Gel Electrolyte Interdigitation Enables Stable High Areal Capacity Cycling of the 3D Zn Electrode
Abstract
Inferior rechargeability of the metallic zinc anode, especially under high areal capacities and moderate to high current densities, remains a significant bottleneck for developing scalable aqueous zinc-ion batteries. While three-dimensional (3D) porous zinc anodes can mitigate high local current density and enhance deposition kinetics, limited electrolyte percolation within the 3D framework with conventional liquid electrolyte-soaked separator leads to surface-concentrated ion flux, which confines zinc nucleation and growth to the uppermost surface. This results in early short-circuit events mediated by dendrites.

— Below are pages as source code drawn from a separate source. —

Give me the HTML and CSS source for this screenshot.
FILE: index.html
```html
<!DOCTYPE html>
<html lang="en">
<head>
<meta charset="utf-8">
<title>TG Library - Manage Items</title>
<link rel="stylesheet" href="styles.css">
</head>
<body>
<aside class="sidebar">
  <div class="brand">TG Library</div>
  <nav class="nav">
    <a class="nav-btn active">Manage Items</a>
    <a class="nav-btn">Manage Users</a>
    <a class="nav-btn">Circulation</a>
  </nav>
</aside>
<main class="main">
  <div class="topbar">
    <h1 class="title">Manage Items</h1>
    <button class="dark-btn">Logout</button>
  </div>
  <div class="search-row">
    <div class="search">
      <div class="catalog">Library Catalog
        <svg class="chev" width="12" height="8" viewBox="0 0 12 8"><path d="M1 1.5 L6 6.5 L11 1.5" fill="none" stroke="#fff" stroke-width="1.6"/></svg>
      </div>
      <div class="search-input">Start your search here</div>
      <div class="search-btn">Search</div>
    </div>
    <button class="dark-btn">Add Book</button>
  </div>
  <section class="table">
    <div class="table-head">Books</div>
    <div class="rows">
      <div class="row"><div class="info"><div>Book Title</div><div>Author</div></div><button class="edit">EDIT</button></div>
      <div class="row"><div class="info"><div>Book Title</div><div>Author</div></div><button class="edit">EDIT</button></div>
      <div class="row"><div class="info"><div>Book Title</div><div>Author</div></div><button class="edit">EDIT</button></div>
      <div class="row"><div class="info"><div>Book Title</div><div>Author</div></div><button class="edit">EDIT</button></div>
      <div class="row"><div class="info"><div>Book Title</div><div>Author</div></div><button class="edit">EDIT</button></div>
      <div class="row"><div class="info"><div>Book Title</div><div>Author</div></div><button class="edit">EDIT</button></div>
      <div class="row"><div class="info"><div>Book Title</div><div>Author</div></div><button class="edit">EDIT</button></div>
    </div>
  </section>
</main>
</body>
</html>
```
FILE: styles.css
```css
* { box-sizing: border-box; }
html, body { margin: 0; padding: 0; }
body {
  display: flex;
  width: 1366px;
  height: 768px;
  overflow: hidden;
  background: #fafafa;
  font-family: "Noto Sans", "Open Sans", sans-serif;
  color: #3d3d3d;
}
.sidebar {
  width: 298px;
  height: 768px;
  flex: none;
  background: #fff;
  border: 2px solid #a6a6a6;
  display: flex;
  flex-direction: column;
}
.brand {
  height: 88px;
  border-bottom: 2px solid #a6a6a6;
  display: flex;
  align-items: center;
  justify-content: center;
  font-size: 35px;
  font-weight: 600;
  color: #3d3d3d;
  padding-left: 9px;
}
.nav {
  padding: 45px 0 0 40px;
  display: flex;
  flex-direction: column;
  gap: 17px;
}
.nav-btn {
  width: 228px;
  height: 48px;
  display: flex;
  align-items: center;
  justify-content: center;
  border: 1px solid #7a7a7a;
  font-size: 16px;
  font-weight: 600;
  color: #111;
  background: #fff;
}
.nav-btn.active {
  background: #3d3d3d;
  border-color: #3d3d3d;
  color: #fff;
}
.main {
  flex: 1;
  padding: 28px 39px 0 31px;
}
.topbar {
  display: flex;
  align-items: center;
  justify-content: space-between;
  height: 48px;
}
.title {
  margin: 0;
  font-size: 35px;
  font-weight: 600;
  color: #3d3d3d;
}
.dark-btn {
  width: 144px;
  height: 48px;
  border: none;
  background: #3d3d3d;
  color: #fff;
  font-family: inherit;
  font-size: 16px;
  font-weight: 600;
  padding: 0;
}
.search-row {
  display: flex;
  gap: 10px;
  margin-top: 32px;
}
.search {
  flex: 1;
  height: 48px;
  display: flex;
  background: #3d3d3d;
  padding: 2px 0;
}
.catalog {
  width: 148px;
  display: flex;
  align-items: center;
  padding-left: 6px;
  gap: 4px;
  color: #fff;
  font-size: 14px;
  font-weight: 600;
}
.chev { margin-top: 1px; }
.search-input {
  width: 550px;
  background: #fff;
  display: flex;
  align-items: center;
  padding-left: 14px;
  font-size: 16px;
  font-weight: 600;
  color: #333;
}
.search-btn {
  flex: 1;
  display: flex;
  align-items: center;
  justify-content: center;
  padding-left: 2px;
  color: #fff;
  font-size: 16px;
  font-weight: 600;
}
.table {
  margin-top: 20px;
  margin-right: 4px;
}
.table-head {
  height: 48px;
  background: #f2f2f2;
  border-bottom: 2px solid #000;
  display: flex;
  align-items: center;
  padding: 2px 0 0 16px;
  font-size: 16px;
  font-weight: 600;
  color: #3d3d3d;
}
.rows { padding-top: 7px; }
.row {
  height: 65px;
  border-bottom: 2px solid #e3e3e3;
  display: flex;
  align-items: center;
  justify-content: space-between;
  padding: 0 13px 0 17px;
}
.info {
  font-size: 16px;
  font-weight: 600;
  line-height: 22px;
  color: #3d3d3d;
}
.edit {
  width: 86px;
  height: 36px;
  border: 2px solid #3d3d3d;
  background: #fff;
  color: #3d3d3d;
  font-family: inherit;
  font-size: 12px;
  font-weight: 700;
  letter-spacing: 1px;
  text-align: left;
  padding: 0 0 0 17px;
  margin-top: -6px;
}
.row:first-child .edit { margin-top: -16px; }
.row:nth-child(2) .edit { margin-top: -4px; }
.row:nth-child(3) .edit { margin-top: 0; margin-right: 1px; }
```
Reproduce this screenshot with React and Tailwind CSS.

Here, electrolyte-interdigitation with a biopolymer hydrogel electrolyte is presented as a facile strategy, which by design enables complete electrolyte percolation within the porous and tortuous structure of the 3D zinc and uniform mass transport across the whole electrode structure. The increased accessible surface area and interconnected transport pathways effectively regulate zinc plating/stripping, thus maintaining the structural integrity upon cycling. As a result, the integrated design enables extended zinc rechargeability and a cumulative cycling capacity of 1680 mAh cm−2 under demanding 5 mA cm⁻² - 5 mAh cm⁻² conditions. Suppressed corrosion and dendrite inhibition for the interdigitated anode also lead to excellent rate capability and stability of the full-cell, highlighting a significant advance in the field of 3D zinc anode design.